Id. at ¶ 14, 34 P.3d 790.

¶ 15 Thus, we conclude that the State has an affirmative obligation to ensure that good cause is “shown in open court.”  Utah Code Ann. § 77-29-1(3).   Here, the State improperly deferred to the trial court's desire to reschedule Wagenman's trial without requesting a hearing.   The State had an affirmative duty to request that the trial court make its determination of good cause in open court and to ask the court to create a record in support of its good cause determination.   See Coleman, 2001 UT App 281 at ¶ 14, 34 P.3d 790.   The State failed in its duty by not requesting such a hearing.

¶ 16 From the trial docket, we know that the trial court rescheduled Wagenman's trial to accommodate a “high priority case.”   Subsequently, in its written order denying Wagenman's motion to dismiss, the court noted that it “continued the trial on June 4, 2001 from said date to hear State v.
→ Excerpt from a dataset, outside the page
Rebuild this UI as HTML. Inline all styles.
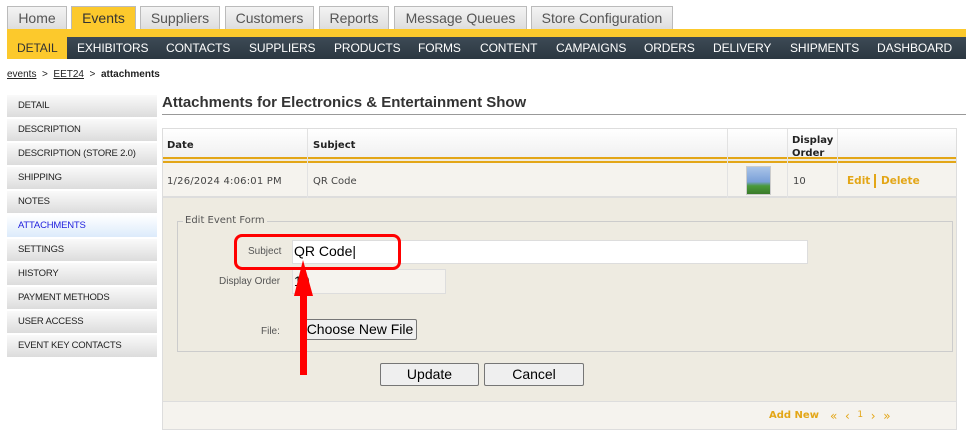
<!DOCTYPE html>
<html><head><style>
*{margin:0;padding:0;box-sizing:border-box}
body{width:966px;height:433px;background:#fff;font-family:"Liberation Sans",sans-serif;position:relative;overflow:hidden}
.a{position:absolute}
.tab{position:absolute;top:6px;height:24px;background:linear-gradient(#f4f4f4,#dcdcdc);border:1px solid #bbb;border-bottom:none;color:#555;font-size:14px;text-align:center;line-height:23px}
.nav{position:absolute;top:37px;height:22px;color:#fff;font-size:12px;line-height:22px;letter-spacing:-0.1px}
.side{position:absolute;left:7px;width:150px;height:22px;background:linear-gradient(#fafafa,#dcdcdc);font-size:9.5px;color:#222;line-height:22px;padding-left:11px;letter-spacing:-0.2px}
.ver{font-family:"DejaVu Sans",sans-serif}
.btn{position:absolute;background:#efefef;border:1px solid #767676;border-radius:2px;font-size:14px;text-align:center;color:#000}
</style></head><body>
<div class="tab" style="left:7px;width:60px">Home</div>
<div class="tab" style="left:71px;width:65px;background:#fcc92c;color:#333">Events</div>
<div class="tab" style="left:140px;width:80px">Suppliers</div>
<div class="tab" style="left:225px;width:89px">Customers</div>
<div class="tab" style="left:319px;width:70px">Reports</div>
<div class="tab" style="left:394px;width:133px">Message Queues</div>
<div class="tab" style="left:531px;width:142px">Store Configuration</div>
<div class="a" style="left:7px;top:29px;width:959px;height:8px;background:#fcc92c"></div>
<div class="a" style="left:7px;top:37px;width:959px;height:22px;background:linear-gradient(#3d4a55,#2b3741)"></div>
<div class="a" style="left:7px;top:37px;width:60px;height:22px;background:#fcc92c"></div>
<div class="nav" style="left:17px;color:#333">DETAIL</div>
<div class="nav" style="left:77px">EXHIBITORS</div>
<div class="nav" style="left:166px">CONTACTS</div>
<div class="nav" style="left:249px">SUPPLIERS</div>
<div class="nav" style="left:334px">PRODUCTS</div>
<div class="nav" style="left:418px">FORMS</div>
<div class="nav" style="left:480px">CONTENT</div>
<div class="nav" style="left:556px">CAMPAIGNS</div>
<div class="nav" style="left:644px">ORDERS</div>
<div class="nav" style="left:713px">DELIVERY</div>
<div class="nav" style="left:790px">SHIPMENTS</div>
<div class="nav" style="left:877px">DASHBOARD</div>
<div class="a" style="left:7px;top:69px;font-size:10px;color:#222"><u>events</u> &nbsp;&gt;&nbsp; <u>EET24</u> &nbsp;&gt;&nbsp; <b>attachments</b></div>
<div class="side" style="top:95px">DETAIL</div>
<div class="side" style="top:119px">DESCRIPTION</div>
<div class="side" style="top:143px">DESCRIPTION (STORE 2.0)</div>
<div class="side" style="top:167px">SHIPPING</div>
<div class="side" style="top:191px">NOTES</div>
<div class="side" style="top:215px;background:linear-gradient(#fff,#dcebfb);color:#2222dd">ATTACHMENTS</div>
<div class="side" style="top:239px">SETTINGS</div>
<div class="side" style="top:263px">HISTORY</div>
<div class="side" style="top:287px">PAYMENT METHODS</div>
<div class="side" style="top:311px">USER ACCESS</div>
<div class="side" style="top:335px">EVENT KEY CONTACTS</div>
<div class="a" style="left:162px;top:94px;font-size:15px;font-weight:bold;color:#333">Attachments for Electronics &amp; Entertainment Show</div>
<div class="a" style="left:162px;top:114px;width:804px;height:1px;background:#999"></div>
<div class="a" style="left:162px;top:128px;width:795px;height:302px;background:#eeebe1;border:1px solid #ddd"></div>
<div class="a" style="left:163px;top:129px;width:793px;height:29px;background:linear-gradient(#fff,#f0f0f0)"></div>
<div class="a" style="left:163px;top:157px;width:793px;height:2px;background:#e3a617"></div>
<div class="a" style="left:163px;top:161px;width:793px;height:2px;background:#e3a617"></div>
<div class="a" style="left:163px;top:163px;width:793px;height:35px;background:#f5f3ee;border-bottom:2px solid #ddd"></div>
<div class="a" style="left:307px;top:129px;width:1px;height:69px;background:#e2e2e2"></div>
<div class="a" style="left:727px;top:129px;width:1px;height:69px;background:#e2e2e2"></div>
<div class="a" style="left:787px;top:129px;width:1px;height:69px;background:#e2e2e2"></div>
<div class="a" style="left:837px;top:129px;width:1px;height:69px;background:#e2e2e2"></div>
<div class="a ver" style="left:167px;top:140px;font-size:10px;font-weight:bold;color:#222">Date</div>
<div class="a ver" style="left:313px;top:140px;font-size:10px;font-weight:bold;color:#222">Subject</div>
<div class="a ver" style="left:792px;top:134px;font-size:10px;font-weight:bold;color:#222;line-height:13px">Display<br>Order</div>
<div class="a ver" style="left:167px;top:176px;font-size:10px;color:#444;letter-spacing:0.2px">1/26/2024 4:06:01 PM</div>
<div class="a ver" style="left:313px;top:176px;font-size:10px;color:#444">QR Code</div>
<div class="a" style="left:746px;top:166px;width:25px;height:29px;background:linear-gradient(#aac4e8 0,#7aa0d8 55%,#4a9a3a 70%,#3a7a2a);border:1px solid #ccc"></div>
<div class="a ver" style="left:793px;top:176px;font-size:10px;color:#444">10</div>
<div class="a ver" style="left:847px;top:175px;font-size:10.5px;font-weight:bold;color:#e3a617">Edit</div>
<div class="a" style="left:874px;top:174px;width:2px;height:14px;background:#e3a617"></div>
<div class="a ver" style="left:881px;top:175px;font-size:10.5px;font-weight:bold;color:#e3a617">Delete</div>
<div class="a" style="left:177px;top:221px;width:776px;height:131px;border:1px solid #ccc"></div>
<div class="a ver" style="left:183px;top:215px;font-size:10px;color:#555;background:#eeebe1;padding:0 2px">Edit Event Form</div>
<div class="a" style="left:248px;top:246px;font-size:10px;color:#555">Subject</div>
<div class="a" style="left:292px;top:240px;width:516px;height:24px;background:#fff;border:1px solid #ddd;font-size:14px;padding:2px 0 0 1px">QR Code|</div>
<div class="a" style="left:219px;top:276px;font-size:10px;color:#555">Display Order</div>
<div class="a" style="left:292px;top:269px;width:154px;height:25px;background:#f5f3ee;border:1px solid #ddd;font-size:14px;padding:3px 0 0 1px">10</div>
<div class="a" style="left:261px;top:326px;font-size:10px;color:#555">File:</div>
<div class="btn" style="left:303px;top:319px;width:114px;height:21px;line-height:19px">Choose New File</div>
<div class="btn" style="left:380px;top:363px;width:99px;height:23px;line-height:21px">Update</div>
<div class="btn" style="left:484px;top:363px;width:100px;height:23px;line-height:21px">Cancel</div>
<div class="a" style="left:163px;top:401px;width:793px;height:28px;background:#f5f3ee;border-top:1px solid #ddd"></div>
<div class="a ver" style="left:769px;top:410px;font-size:10px;font-weight:bold;color:#e3a617">Add New</div>
<div class="a ver" style="left:830px;top:409px;font-size:12px;color:#e3a617">«&nbsp;&nbsp;‹&nbsp;&nbsp;<span style="font-size:9px;vertical-align:3px">1</span>&nbsp;&nbsp;›&nbsp;&nbsp;»</div>
<div class="a" style="left:234px;top:234px;width:167px;height:36px;border:3px solid #f00;border-radius:8px"></div>
<svg class="a" style="left:290px;top:258px" width="30" height="120"><polygon points="13,2 4,38 10,38 10,117 17,117 17,38 23,38" fill="#f00"/></svg>
</body></html>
Kris Montoya, case No. 001402774.   See the docket of the Ms. Montoya case.”   However, the court did not provide any further information regarding Montoya.   Consequently, we cannot determine on appeal whether there was good cause to delay Wagenman's trial.   Because we lack an adequate record to review a good cause determination, we conclude that the State did not carry its burden pursuant to section 77-29-1.5  Accordingly, we reverse and remand with direction that the trial court dismiss the information against Wagenman with prejudice.   See State v. Wilson, 22 Utah 2d 361, 453 P.2d 158, 159-60 (1969) (noting that if trial is not brought within time prescribed by statute the court loses jurisdiction and must dismiss with prejudice).

¶ 17 Reversed and remanded with directions.


1.   Wagenman had legal representation at the March 9 preliminary hearing, but it was not the representation that she wanted.   Her counsel had been unable to attend and sent another attorney to act in his stead.

2.   Utah Code Ann. § 77-29-1 provides in relevant part:(3) After written demand is delivered as required in Subsection (1), the prosecuting attorney or the defendant or his counsel, for good cause shown in open court, with the prisoner or his counsel being present, may be granted any reasonable continuance.(4) In the event the charge is not brought to trial within 120 days, or within such continuance as has been granted, and defendant or his counsel moves to dismiss the action, the court shall review the proceeding.   If the court finds that the failure of the prosecuting attorney to have the matter heard within the time required is not supported by good cause, whether a previous motion for continuance was made or not, the court shall order the matter dismissed with prejudice.Utah Code Ann § 77-29-1 (1999) (emphasis added.)

3.   Wagenman also argues that the original trial date of June 4 fell beyond the 120 days and that this is also a basis for dismissal. However, since we reverse on other grounds we do not address this argument.

4.   Specifically, the State argues that Wagenman has the “burden of providing adequate record support for her appellate claims.”   The State notes that “Defendant did not seek any explanation from the trial judge for the priority determination and did not give the judge an opportunity to elaborate on its reasoning by objecting to the continuance.”   Normally, appellants have the responsibility to ensure an adequate record on appeal, see State v. Snyder, 932 P.2d 120, 131 (Utah Ct.App.1997) (noting that “ ‘[p]arties claiming error below and seeking appellate review have the duty and responsibility to support their allegations with an adequate record’ ”) (citation omitted), but this obligation does not remove the State's obligations pursuant to section 77-29-1.

5.   Any argument by the State that it did not cause the delay because the trial court rescheduled sua sponte is also unpersuasive.   The Utah Supreme Court has held thatthe mere fact that the delay was not caused by the prosecutor has never been considered dispositive because “to hold that good cause is supported by the lone fact that the delay was not caused by the prosecutor would contradict the language in section 77-1-29(4) which places the burden of complying with the statute on the prosecution.”State v. Heaton, 958 P.2d 911, 915 (Utah 1998) (citation omitted).

THORNE, Judge:

¶ 18 WE CONCUR:  JUDITH M. BILLINGS, Associate Presiding Judge, and GREGORY K. ORME, Judge.